A Concha Méndez, una poeta estupenda, que tal vez no sea Lorca pero es digna de leerse, la han reducido a exmujer de Manuel Altolaguirre, poeta muy estimable y el impresor, junto a Emilio Prados, que lanzó la Generación del 27 con las publicaciones de su imprenta, la malagueña Dardo.

A Ernestina de Champourcin, otra poeta dignísima, se la ha reducido a mujer de Juan José Domenchina, escritor y secretario personal de Manuel Azaña.

A Josefina de la Torre, cuyos primeros poemas causaron sensación y prometían abrirle un hueco entre los mejores autores de los años veinte, se la borró del mapa, como quien dice, y aún así logró inventarse una segunda vida como actriz, llegó a ser la estrella del teatro María Guerrero y terminó interviniendo en algunas series de televisión, la última, Anillos para una dama.

A Luisa Carnés empezamos a conocerla ahora. Era autodidacta, escribía mientras se ganaba el sustento como telefonista, mecanógrafa o camarera, y tras su exilio en México, se le perdió la pista. La recuperación de sus memorias por parte de la editorial Renacimiento ha desvelado una personalidad digna de ser recordada. A ella, como a tantas otras, se le añadió el estigma de haber sido comunista, lo que en la España del asesino de El Pardo, una espada en una mano, un crucifijo en la otra y ambas cosas llenas de sangre, equivalía a ser demonizada.

Quienes no se mueven, no notan sus cadenas

Rosa Chacel, una novelista imprescindible, que venía de la escuela filosófica de la Revista de Occidente, acabó pidiendo subvenciones y amenazando con marcharse de España, donde tanto había luchado por volver, porque aquí no podía sobrevivir. Obtuvo el premio Cervantes y sus libros tienen una cierta presencia en nuestras librerías.

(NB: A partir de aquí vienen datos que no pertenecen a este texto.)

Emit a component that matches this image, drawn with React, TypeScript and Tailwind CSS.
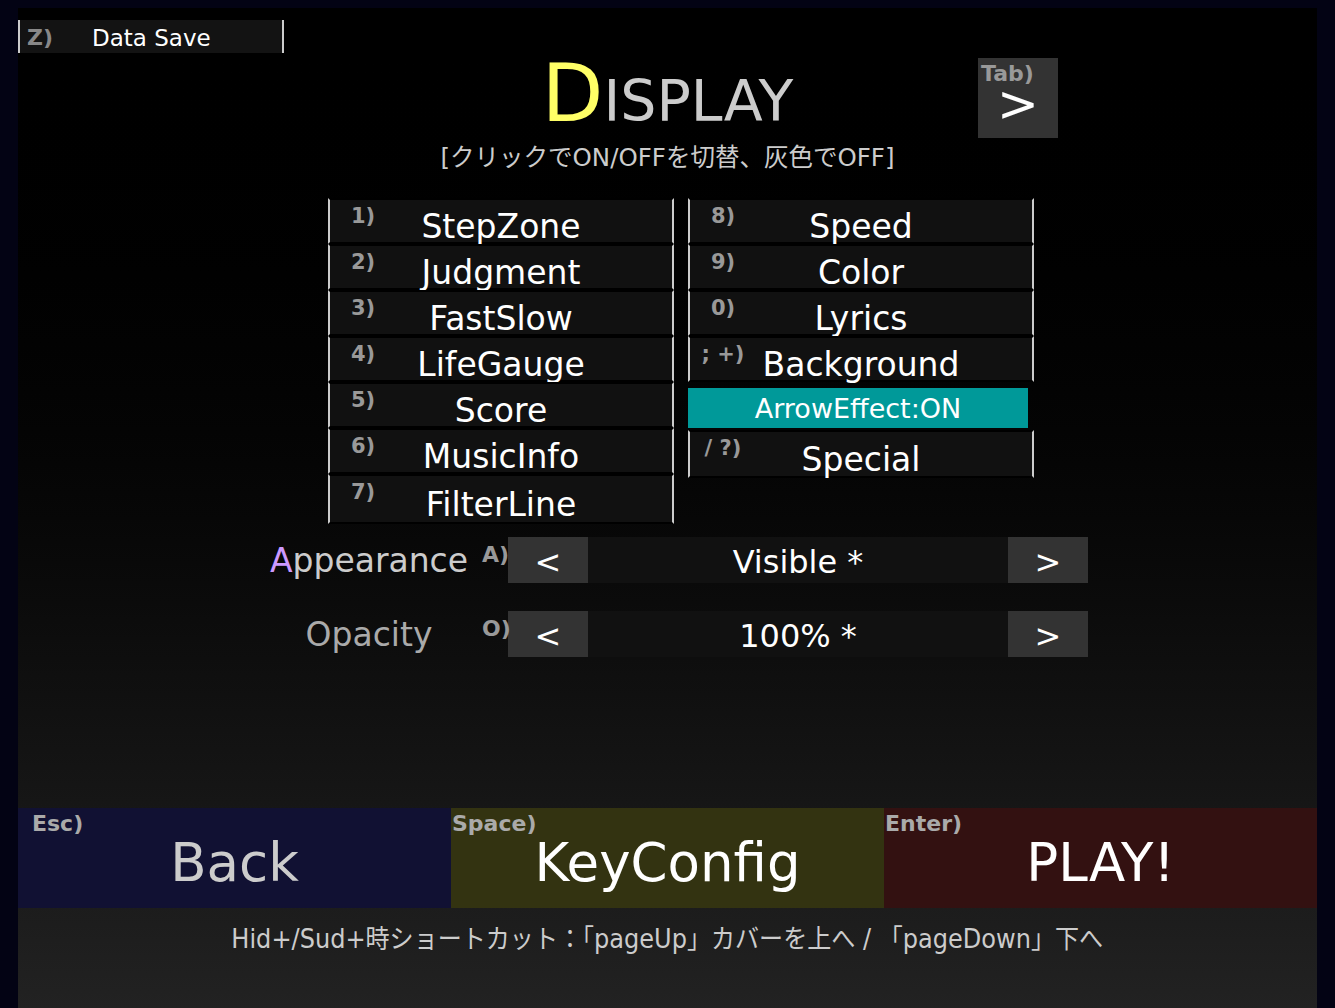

María Zambrano es la que más suerte ha tenido, al menos se la reconoce como una pensadora de primer orden y, en el terreno de lo anecdótico, que también cuenta, tiene una estación del AVE a su nombre, la de Málaga.

Podríamos haber hablado también de pintoras esenciales y casi desconocidas, como Maruja Mallo o Margarita Manso, o de políticas de izquierdas que fueron demonizadas por los golpistas y cuyos nombres no se podían ni pronunciar. Pero vamos a dejarlo aquí, porque como ejemplo, creo que vale. Esto viene de lejos y no puede seguir así. Y más ahora, porque todas las manifestaciones son respetables, pero algunas marcan un antes y un después. La que se hizo tras el asesinato de los abogados laboralistas de la calle Atocha, consolidó la Transición; la que se hizo tras el asesinato de Miguel Ángel Blanco, inició el fin del terrorismo de ETA; y salvando todas las distancias que se quiera, la que acaba de recorrer nuestras calles el último ocho de marzo, tiene que derribar ese muro que nos ofende a casi todas y a tantos, que no puede seguir estando ahí, que hay que derribar como sea.